[START Supplied information]
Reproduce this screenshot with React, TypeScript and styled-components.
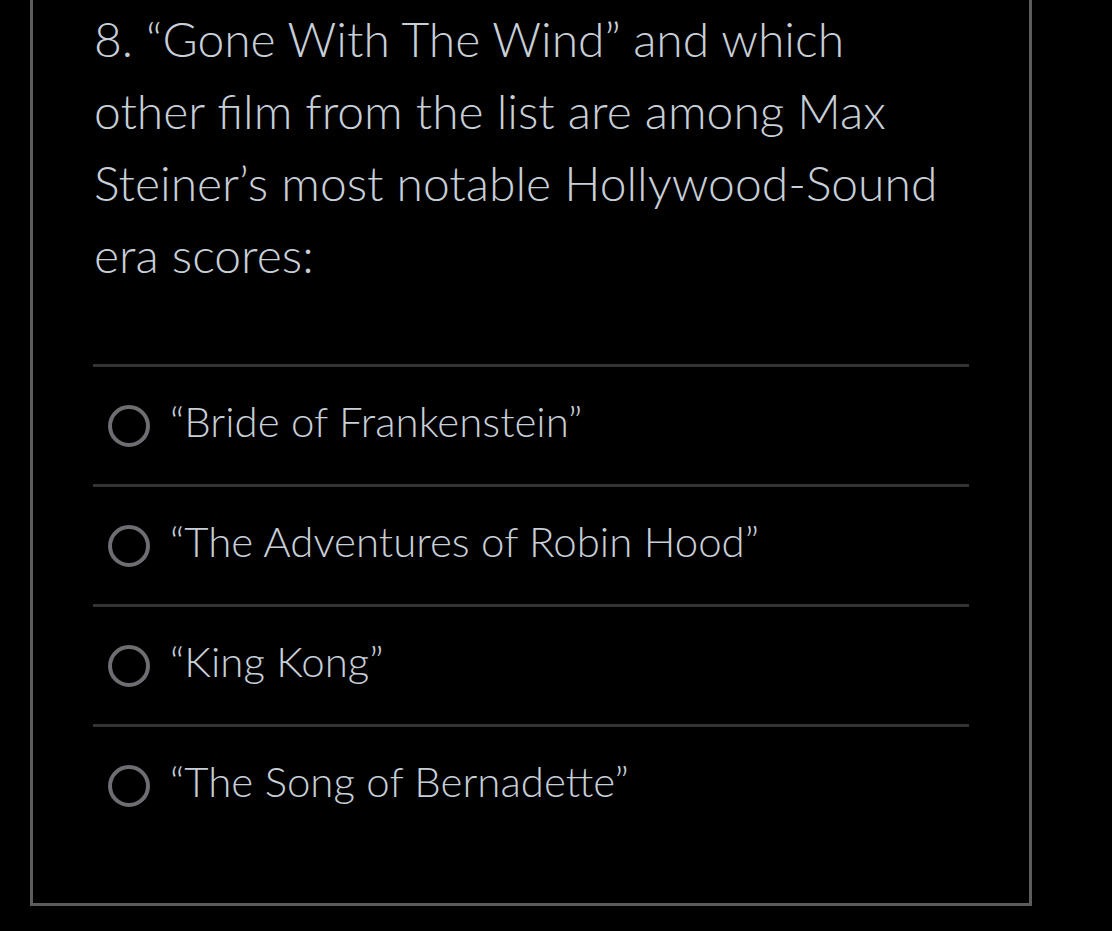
import React from 'react';
import styled, { createGlobalStyle } from 'styled-components';

const GlobalStyle = createGlobalStyle`
    html, body {
        margin: 0;
        padding: 0;
        background: #000;
    }
    body {
        font-family: Lato, "Noto Sans", sans-serif;
    }
`;

const options = [
    '“Bride of Frankenstein”',
    '“The Adventures of Robin Hood”',
    '“King Kong”',
    '“The Song of Bernadette”',
];

const App: React.FC = () => {
    return (
        <>
            <GlobalStyle />
            <Page>
                <QuestionCard>
                    <Question>
                        8. “Gone With The Wind” and which other film from the list are among Max Steiner’s most notable Hollywood-Sound era scores:
                    </Question>
                    <OptionList>
                        {options.map((label) => (
                            <OptionRow key={label}>
                                <Radio />
                                <OptionLabel>{label}</OptionLabel>
                            </OptionRow>
                        ))}
                    </OptionList>
                </QuestionCard>
            </Page>
        </>
    );
};

export default App;

const Page = styled.div`
    background: #000;
    min-height: 931px;
    padding: 0 80px 0 30px;
    overflow: hidden;
`;

const QuestionCard = styled.div`
    width: 1002px;
    box-sizing: border-box;
    border: 3px solid #5c5c5c;
    border-top: none;
    padding: 3px 60px 59px 60px;
`;

const Question = styled.h2`
    margin: 0;
    padding-left: 1px;
    max-width: 860px;
    font-family: "Lato Light", Lato, "Noto Sans", sans-serif;
    font-weight: 300;
    font-size: 48px;
    line-height: 72px;
    color: #c7cfd8;
`;

const OptionList = styled.div`
    margin-top: 73px;
    display: flex;
    flex-direction: column;
`;

const OptionRow = styled.label`
    display: flex;
    align-items: center;
    gap: 20px;
    height: 117px;
    padding-left: 15px;
    border-top: 3px solid #333;
`;

const Radio = styled.span`
    flex: none;
    width: 42px;
    height: 42px;
    box-sizing: border-box;
    border: 4px solid #6e6e72;
    border-radius: 50%;
`;

const OptionLabel = styled.span`
    font-family: "Lato Light", Lato, "Noto Sans", sans-serif;
    font-weight: 300;
    font-size: 42px;
    line-height: 50px;
    padding-bottom: 10px;
    color: #c7cfd8;
`;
[END Supplied information]
Short task:
Copy, from the material above, each line in which the string "styled" occurs.

Answer for the task:
Reproduce this screenshot with React, TypeScript and styled-components.
import styled, { createGlobalStyle } from 'styled-components';
const Page = styled.div`
const QuestionCard = styled.div`
const Question = styled.h2`
const OptionList = styled.div`
const OptionRow = styled.label`
const Radio = styled.span`
const OptionLabel = styled.span`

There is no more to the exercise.